Paul Rahe: The first step forward

We recently posted William Voegeli’s response to our series of posts by Hillsdale College history professor Paul A. Rahe. In his response, Voegeli challenged Professor Rahe “to help render the conservative movement more strategically acute.” Professor Rahe writes:

We should begin by turning to American history for guidance. What we seek is a political realignment – predicated on a dramatic shift in public opinion – accompanied by a radical shift in public policy.
This has happened before, and it has nearly always involved a return to and reinterpretation of America’s first principles.
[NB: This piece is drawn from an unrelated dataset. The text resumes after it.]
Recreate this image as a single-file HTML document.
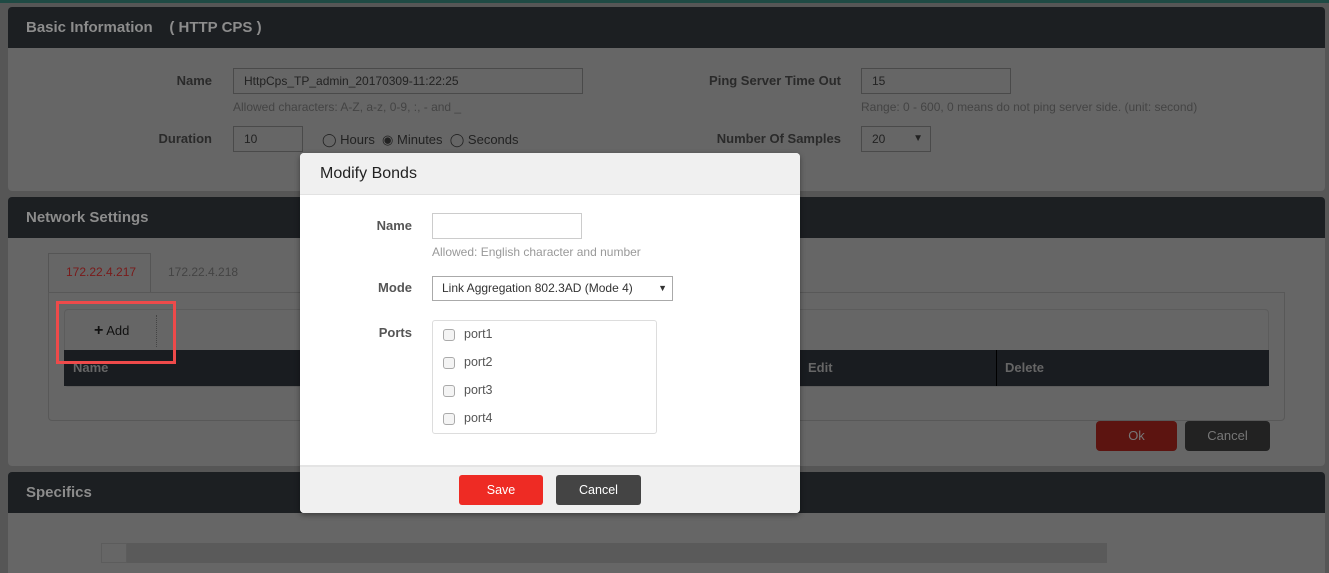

Thomas Jefferson, Andrew Jackson, Abraham Lincoln, and Franklin Delano Roosevelt all appealed to the equality principle embedded in the Declaration of Independence, and the movements that they led charged their opponents with an abandonment of this principle, contending that liberty was threatened by monarchical, aristocratic, or oligarchical power.
Here is the charge leveled by FDR when he accepted his party’s nomination for the Presidency in Philadelphia just a few days before the 160th anniversary of the Declaration of Independence: “Philadelphia is . . . fitting ground on which to reaffirm the faith of our fathers; to pledge ourselves to restore to the people a wider freedom . . . That very word freedom, in itself and of necessity, suggests freedom from some restraining power.”
Where, in 1776, Americans had “sought freedom from the tyranny of a political autocracy,” Roosevelt urged them to seek liberty from “economic royalists” who had “created a new despotism” in which “a small group had concentrated into their own hands an almost complete control over other people’s property, other people’s money, other people’s labor – other people’s lives.”
“For too many of us,” he charged in 1932, “life was no longer free; liberty no longer real; men could no longer follow the pursuit of happiness.”
In my judgment, Roosevelt’s rhetoric — or something very much like it — deserves revival, for the argument that he disingenuously advanced on behalf of state control can now in all honesty be deployed against it. We really are governed now by a small group intent on concentrating into their own hands an almost complete control over other people’s property, other people’s money, other people’s labor – other people’s lives. And for the first time in my lifetime Americans are waking up to the threat.